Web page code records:
::::

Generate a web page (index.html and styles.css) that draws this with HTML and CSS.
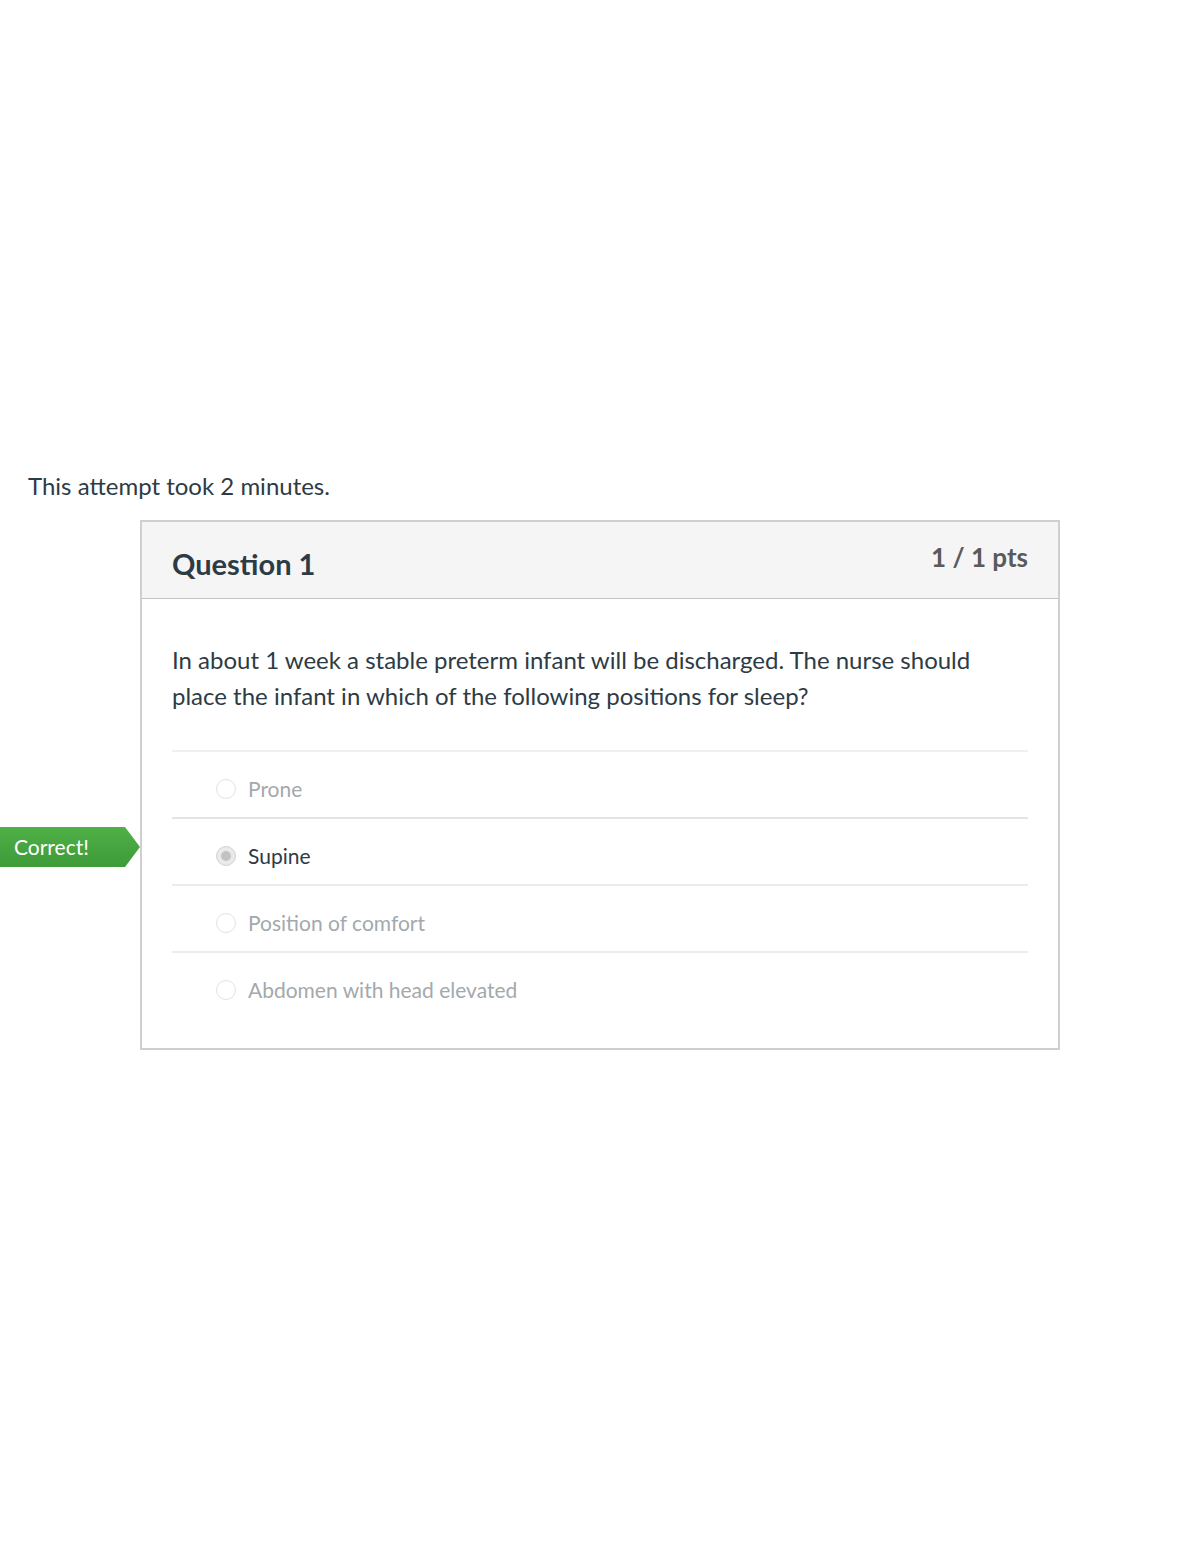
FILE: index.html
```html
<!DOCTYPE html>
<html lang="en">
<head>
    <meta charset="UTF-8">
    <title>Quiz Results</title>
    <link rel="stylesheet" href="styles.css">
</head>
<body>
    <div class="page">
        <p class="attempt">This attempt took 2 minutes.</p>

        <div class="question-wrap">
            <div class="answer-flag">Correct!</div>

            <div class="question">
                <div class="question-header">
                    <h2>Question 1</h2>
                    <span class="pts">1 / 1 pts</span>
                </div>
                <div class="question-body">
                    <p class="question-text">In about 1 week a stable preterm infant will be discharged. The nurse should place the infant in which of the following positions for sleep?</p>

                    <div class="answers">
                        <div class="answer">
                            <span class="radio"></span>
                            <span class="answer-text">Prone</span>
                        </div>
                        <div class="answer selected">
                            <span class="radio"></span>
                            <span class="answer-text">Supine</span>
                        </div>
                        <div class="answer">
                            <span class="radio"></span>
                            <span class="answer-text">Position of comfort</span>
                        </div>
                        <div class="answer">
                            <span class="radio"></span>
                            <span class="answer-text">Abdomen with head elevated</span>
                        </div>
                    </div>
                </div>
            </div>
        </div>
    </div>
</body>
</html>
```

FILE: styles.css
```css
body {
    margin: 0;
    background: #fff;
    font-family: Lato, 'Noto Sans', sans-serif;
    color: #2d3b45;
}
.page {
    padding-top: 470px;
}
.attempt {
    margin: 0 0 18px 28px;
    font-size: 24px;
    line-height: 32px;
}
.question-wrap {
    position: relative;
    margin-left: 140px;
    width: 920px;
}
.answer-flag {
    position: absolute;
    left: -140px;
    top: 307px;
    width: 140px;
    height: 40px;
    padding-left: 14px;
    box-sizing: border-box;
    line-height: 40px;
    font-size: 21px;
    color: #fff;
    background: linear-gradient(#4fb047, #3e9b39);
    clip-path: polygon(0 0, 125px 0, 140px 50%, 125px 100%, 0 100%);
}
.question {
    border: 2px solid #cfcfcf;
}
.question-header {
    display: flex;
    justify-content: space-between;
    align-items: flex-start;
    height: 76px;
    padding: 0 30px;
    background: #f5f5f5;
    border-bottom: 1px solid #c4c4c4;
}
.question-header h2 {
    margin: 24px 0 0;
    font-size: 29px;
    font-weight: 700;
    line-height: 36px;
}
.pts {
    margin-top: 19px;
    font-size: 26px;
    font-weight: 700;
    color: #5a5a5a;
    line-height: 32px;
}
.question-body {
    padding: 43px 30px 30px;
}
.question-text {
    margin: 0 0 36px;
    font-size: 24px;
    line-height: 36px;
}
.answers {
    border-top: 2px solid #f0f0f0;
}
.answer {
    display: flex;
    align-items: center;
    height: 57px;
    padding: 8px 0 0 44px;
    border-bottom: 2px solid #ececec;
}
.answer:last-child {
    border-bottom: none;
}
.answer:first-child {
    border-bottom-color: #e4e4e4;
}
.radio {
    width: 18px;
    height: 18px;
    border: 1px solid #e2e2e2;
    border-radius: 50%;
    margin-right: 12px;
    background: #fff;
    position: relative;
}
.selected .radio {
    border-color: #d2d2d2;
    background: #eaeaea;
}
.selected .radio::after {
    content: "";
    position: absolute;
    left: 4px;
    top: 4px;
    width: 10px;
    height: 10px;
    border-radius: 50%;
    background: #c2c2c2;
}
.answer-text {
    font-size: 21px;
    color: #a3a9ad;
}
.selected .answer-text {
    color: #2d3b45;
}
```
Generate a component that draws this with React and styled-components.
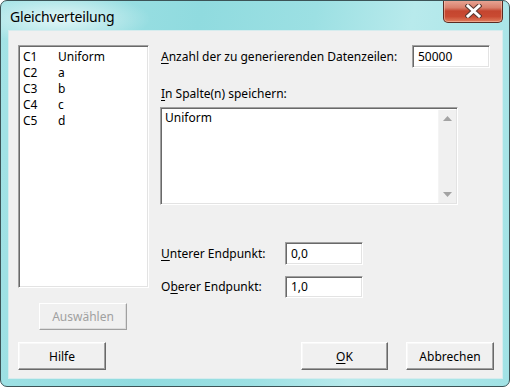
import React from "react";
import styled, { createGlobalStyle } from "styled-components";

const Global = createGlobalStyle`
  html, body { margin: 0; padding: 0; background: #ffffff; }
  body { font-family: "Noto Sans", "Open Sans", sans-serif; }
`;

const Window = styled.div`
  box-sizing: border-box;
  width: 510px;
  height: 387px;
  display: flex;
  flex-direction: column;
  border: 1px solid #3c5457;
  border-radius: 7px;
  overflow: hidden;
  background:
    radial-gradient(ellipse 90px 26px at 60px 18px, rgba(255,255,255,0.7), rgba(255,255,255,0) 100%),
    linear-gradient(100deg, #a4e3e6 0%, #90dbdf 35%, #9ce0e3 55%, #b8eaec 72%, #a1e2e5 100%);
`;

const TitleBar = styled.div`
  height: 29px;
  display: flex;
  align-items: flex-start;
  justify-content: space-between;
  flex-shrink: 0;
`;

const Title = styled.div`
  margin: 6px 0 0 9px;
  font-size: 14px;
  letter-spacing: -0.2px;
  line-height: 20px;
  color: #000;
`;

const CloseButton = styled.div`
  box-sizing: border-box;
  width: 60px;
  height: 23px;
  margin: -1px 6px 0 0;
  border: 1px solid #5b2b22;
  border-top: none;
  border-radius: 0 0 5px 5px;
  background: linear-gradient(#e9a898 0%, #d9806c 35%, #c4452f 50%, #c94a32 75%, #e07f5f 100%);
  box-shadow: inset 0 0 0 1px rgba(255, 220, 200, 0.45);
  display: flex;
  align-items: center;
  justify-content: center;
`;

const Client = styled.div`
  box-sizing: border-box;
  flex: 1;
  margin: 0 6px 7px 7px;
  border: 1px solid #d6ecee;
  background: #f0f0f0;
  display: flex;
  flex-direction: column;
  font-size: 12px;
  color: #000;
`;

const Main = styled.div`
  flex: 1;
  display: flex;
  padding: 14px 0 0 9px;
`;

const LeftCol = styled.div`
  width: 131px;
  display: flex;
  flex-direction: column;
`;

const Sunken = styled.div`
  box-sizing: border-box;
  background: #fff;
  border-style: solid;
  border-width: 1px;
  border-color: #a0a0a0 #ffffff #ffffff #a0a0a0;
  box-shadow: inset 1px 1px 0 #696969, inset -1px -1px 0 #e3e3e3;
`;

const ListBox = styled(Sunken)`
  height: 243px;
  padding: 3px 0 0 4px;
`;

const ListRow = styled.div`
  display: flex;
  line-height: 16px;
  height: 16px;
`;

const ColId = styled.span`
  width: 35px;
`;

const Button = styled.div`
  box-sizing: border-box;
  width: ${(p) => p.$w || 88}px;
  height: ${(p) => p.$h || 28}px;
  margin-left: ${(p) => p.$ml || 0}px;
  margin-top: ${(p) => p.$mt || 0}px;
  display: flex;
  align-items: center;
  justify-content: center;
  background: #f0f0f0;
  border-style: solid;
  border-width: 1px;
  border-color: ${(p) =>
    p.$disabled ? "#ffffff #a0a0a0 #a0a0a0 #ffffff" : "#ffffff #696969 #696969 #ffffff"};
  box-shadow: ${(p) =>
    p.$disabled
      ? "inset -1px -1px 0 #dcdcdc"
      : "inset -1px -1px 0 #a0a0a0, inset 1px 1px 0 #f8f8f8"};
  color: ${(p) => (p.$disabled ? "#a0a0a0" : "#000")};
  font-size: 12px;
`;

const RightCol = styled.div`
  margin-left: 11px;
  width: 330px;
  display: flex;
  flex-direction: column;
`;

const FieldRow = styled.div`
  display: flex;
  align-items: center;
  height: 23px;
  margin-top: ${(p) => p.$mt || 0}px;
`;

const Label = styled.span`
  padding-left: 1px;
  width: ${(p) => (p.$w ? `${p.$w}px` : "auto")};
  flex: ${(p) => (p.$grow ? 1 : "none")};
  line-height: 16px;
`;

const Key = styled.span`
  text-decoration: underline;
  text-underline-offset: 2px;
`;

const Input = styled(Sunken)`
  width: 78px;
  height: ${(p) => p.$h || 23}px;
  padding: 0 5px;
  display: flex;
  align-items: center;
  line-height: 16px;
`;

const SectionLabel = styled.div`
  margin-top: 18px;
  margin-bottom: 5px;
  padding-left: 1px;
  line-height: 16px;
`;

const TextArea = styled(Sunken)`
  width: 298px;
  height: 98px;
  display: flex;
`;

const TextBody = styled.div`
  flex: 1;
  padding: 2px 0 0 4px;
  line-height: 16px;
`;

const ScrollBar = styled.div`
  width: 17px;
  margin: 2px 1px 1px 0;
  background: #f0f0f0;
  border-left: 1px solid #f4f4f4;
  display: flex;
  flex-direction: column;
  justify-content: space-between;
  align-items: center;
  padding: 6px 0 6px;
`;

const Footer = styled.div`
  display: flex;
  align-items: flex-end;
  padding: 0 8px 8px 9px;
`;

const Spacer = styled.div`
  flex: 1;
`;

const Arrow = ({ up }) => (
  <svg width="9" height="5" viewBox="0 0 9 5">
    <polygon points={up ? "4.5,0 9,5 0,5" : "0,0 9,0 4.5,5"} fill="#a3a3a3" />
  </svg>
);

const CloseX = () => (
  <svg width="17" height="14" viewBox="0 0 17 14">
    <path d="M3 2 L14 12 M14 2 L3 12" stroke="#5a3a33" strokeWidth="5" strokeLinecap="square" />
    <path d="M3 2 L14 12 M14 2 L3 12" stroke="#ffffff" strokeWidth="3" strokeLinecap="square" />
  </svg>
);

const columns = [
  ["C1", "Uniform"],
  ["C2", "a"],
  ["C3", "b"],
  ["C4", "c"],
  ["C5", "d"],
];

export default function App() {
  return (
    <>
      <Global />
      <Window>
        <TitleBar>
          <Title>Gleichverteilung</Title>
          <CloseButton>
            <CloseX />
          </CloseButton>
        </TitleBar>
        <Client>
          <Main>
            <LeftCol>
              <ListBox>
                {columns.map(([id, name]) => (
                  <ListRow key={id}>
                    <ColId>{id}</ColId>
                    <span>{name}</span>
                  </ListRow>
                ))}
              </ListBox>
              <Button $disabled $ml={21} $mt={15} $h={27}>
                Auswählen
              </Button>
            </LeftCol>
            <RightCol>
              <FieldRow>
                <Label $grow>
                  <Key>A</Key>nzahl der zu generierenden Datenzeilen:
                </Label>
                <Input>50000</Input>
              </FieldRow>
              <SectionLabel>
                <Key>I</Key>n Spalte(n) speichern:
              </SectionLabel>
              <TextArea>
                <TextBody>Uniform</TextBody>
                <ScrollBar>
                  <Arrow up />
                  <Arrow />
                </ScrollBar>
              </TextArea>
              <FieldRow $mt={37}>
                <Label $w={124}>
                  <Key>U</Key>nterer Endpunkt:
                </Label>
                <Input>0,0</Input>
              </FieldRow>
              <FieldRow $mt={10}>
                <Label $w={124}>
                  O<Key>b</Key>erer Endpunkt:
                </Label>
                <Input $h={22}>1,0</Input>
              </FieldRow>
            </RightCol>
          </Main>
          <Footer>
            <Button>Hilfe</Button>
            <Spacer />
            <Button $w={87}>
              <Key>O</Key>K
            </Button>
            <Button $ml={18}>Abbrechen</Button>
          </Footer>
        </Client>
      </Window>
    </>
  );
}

::::

■ THE PROBLEM
List every line above that contains the word "with".

■ ANSWER TO THE PROBLEM
Generate a web page (index.html and styles.css) that draws this with HTML and CSS.
                            <span class="answer-text">Abdomen with head elevated</span>
Generate a component that draws this with React and styled-components.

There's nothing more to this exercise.